VTS provides a stable pneumoperitoneum with continuous smoke extraction, allowing surgeons to focus on surgical details rather than being distracted by smoke-block visualization, smudged camera, or loss of insufflation. Theoretically, optimization of operative time is one of the advantages of VTS. However, a systemic review showed that the impact of VTS in terms of operative time was not significantly different for the majority of studies. Only four studies that investigated urologic surgeries such as prostatectomy or nephrectomy, including three robotic procedures and one laparoscopic procedure reported significantly shorter mean operative time of VTS than conventional trocar insufflation.[6, 11–13] This observed difference in operative time in various surgical fields may be due to the following reasons: (1) above-mentioned urologic surgeries require frequent instrument changes and (2) more intraoperative bleeding resulting in increased frequency of electrocautery and suction. These conditions highlight the role of VTS in keeping stable pneumoperitoneum and continuous smoke suction. In our study, as there was no significant difference in operative time between groups, we postulate that it may be related to less bleeding as in bariatric surgeries. Surgical field was easily maintained in both groups because suction and electrocautery were not frequently needed. Therefore, the effects of VTS on operative time and blood loss were not significant.
Despite no significant difference in operative time between groups in our study, a better visualization was noted in the VTS group especially when using energy devices. There was seldom sudden decrease of intra-abdominal pressure in the VTS group, which disrupted the surgical exposure and affected surgical performance. VTS enabled lower intra-abdominal pressure to perform laparoscopic surgery. However, a systematic review on gynecological surgery showed that low-pressure laparoscopic surgery was associated with decreased surgical field, which can increase the risk of complications.
Since VTS provides lower and more stable pressure of pneumoperitoneum, postoperative shoulder pain is another commonly discussed subject. Shoulder pain is a multifactorial symptom possibly related to the irritative effect of CO2 and diaphragmatic stretching. A systematic review on low-pressure versus standard-pressure pneumoperitoneum during laparoscopic cholecystectomy showed significant reductions in shoulder pain and analgesic requirements in low-pressure group. Sroussi et al. conducted a randomized controlled trial and reported that the incidence of shoulder pain was significantly lower in the VTS group. However, lower intra-abdominal pressure with 7 mmHg was used in VTS group compared to control group with 15 mmHg pneumoperitoneum. Another randomized controlled trial used equal intra-abdominal pressure (12 mmHg) in the VTS and control groups and revealed an unexpected result that the VTS group had higher shoulder pain. They assumed that it might be due to the constant pressure pneumoperitoneum compared to the standard insufflator where the pressure changes during some maneuvers such as suction. In our study, an equal intra-abdominal pressure (12 mmHg) was established. All the patients underwent the same strategy of using a low flow rate to induce pneumoperitoneum followed by a high-flow rate to maintain the pressure. This strategy can reduce the severity of shoulder pain, compared with continuous high-flow rate insufflation in laparoscopic cholecystectomy. There was no significant difference in the incidence and severity of shoulder pain between groups. However, the analgesic agents, which were routinely prescribed after surgery, may shade the real effects of VTS on shoulder pain.

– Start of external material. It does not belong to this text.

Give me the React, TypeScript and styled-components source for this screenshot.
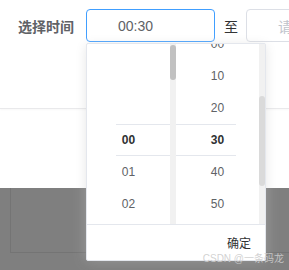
import React from "react";
import styled, { createGlobalStyle } from "styled-components";

const GlobalStyle = createGlobalStyle`
  html, body {
    margin: 0;
    padding: 0;
    background: #ffffff;
  }
  body {
    font-family: "Liberation Sans", "Noto Sans CJK SC", Arial, sans-serif;
  }
`;

const Page = styled.div`
  position: relative;
  width: 289px;
  height: 270px;
  overflow: hidden;
  display: flex;
  flex-direction: column;
`;

const Header = styled.div`
  height: 109px;
  box-sizing: border-box;
  border-bottom: 1px solid #e9e9eb;
  box-shadow: 0 1px 2px rgba(0, 0, 0, 0.03);
  padding: 9px 0 0 18px;
`;

const FormRow = styled.div`
  display: flex;
  align-items: center;
  white-space: nowrap;
`;

const Label = styled.span`
  font-size: 14px;
  font-weight: bold;
  color: #606266;
  margin-right: 12px;
`;

const Input = styled.div<{ $focused?: boolean; $placeholder?: boolean }>`
  flex-shrink: 0;
  width: 129px;
  height: 33px;
  box-sizing: border-box;
  border: 1px solid ${(p) => (p.$focused ? "#409eff" : "#dcdfe6")};
  border-radius: 4px;
  padding-left: 31px;
  display: flex;
  align-items: center;
  font-size: 14px;
  color: ${(p) => (p.$placeholder ? "#c0c4cc" : "#606266")};
`;

const Separator = styled.span`
  font-size: 14px;
  color: #303133;
  margin: 0 8px 0 9px;
`;

const Middle = styled.div`
  height: 79px;
`;

const Overlay = styled.div`
  flex: 1;
  background: #7f7f7f;
  padding: 0 0 17px 10px;
  display: flex;
`;

const Card = styled.div`
  flex: 1;
  border-left: 1px solid #747474;
  border-bottom: 1px solid #747474;
`;

const Popover = styled.div`
  position: absolute;
  top: 43px;
  left: 86px;
  width: 180px;
  box-sizing: border-box;
  background: #ffffff;
  border: 1px solid #e4e7ed;
  border-radius: 2px;
  box-shadow: 0 2px 12px rgba(0, 0, 0, 0.1), 0 0 14px rgba(255, 255, 255, 0.35);
`;

const Content = styled.div`
  position: relative;
  height: 180px;
  display: flex;
  overflow: hidden;
`;

const SelectedBand = styled.div`
  position: absolute;
  left: 29px;
  width: 120px;
  top: 80px;
  height: 30px;
  border-top: 1px solid #e4e7ed;
  border-bottom: 1px solid #e4e7ed;
  pointer-events: none;
`;

const Column = styled.div`
  position: relative;
  flex: 1;
  display: flex;
  overflow: hidden;
`;

const List = styled.ul<{ $offset: number }>`
  flex: 1;
  list-style: none;
  margin: ${(p) => p.$offset}px 0 0 0;
  padding: 0;
`;

const Item = styled.li<{ $active?: boolean }>`
  height: 32px;
  line-height: 32px;
  text-align: center;
  font-size: 12px;
  color: ${(p) => (p.$active ? "#303133" : "#606266")};
  font-weight: ${(p) => (p.$active ? "bold" : "normal")};
`;

const Track = styled.div`
  position: relative;
  width: 6px;
  flex-shrink: 0;
  background: #f1f1f1;
  z-index: 1;
`;

const Thumb = styled.div<{ $top: number; $height: number; $color: string }>`
  position: absolute;
  left: 0;
  right: 0;
  top: ${(p) => p.$top}px;
  height: ${(p) => p.$height}px;
  border-radius: 3px;
  background: ${(p) => p.$color};
`;

const Footer = styled.div`
  border-top: 1px solid #e4e7ed;
  height: 36px;
  box-sizing: border-box;
  display: flex;
  align-items: center;
  justify-content: flex-end;
  padding-right: 14px;
`;

const ConfirmButton = styled.button`
  border: none;
  background: transparent;
  padding: 0;
  font-family: inherit;
  font-size: 12px;
  color: #303133;
  cursor: pointer;
`;

const Watermark = styled.div`
  position: absolute;
  right: 5px;
  bottom: 5px;
  font-size: 10px;
  color: rgba(205, 205, 205, 0.9);
  white-space: nowrap;
`;

const hours = ["00", "01", "02"];
const minutes = ["00", "10", "20", "30", "40", "50"];

export default function App() {
  return (
    <>
      <GlobalStyle />
      <Page>
        <Header>
          <FormRow>
            <Label>选择时间</Label>
            <Input $focused>00:30</Input>
            <Separator>至</Separator>
            <Input $placeholder>请选择时间</Input>
          </FormRow>
        </Header>
        <Middle />
        <Overlay>
          <Card />
        </Overlay>

        <Popover>
          <Content>
            <SelectedBand />
            <Column>
              <List $offset={80}>
                {hours.map((h) => (
                  <Item key={h} $active={h === "00"}>
                    {h}
                  </Item>
                ))}
              </List>
              <Track>
                <Thumb $top={1} $height={35} $color="#c1c1c1" />
              </Track>
            </Column>
            <Column>
              <List $offset={-16}>
                {minutes.map((m) => (
                  <Item key={m} $active={m === "30"}>
                    {m}
                  </Item>
                ))}
              </List>
              <Track>
                <Thumb $top={52} $height={90} $color="#dadada" />
              </Track>
            </Column>
          </Content>
          <Footer>
            <ConfirmButton>确定</ConfirmButton>
          </Footer>
        </Popover>

        <Watermark>CSDN @一条码龙</Watermark>
      </Page>
    </>
  );
}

The limitations of this study are the retrospective nature and relatively small number of patients. However, to the best of our knowledge, this is the first study on PubMed to compare VTS and SID in laparoscopic bariatric surgery. Large-scale, randomized control trials are needed to demonstrate the impact of VTS on operative time and patient outcomes in laparoscopic bariatric surgery.
In conclusion, bradycardia during insufflation, operative time, blood loss, and complications, as well as shoulder pain were not significantly different between VTS and SID groups in this study. The VTS group showed a better surgeon’s satisfaction on the surgical field visualization than the SID group.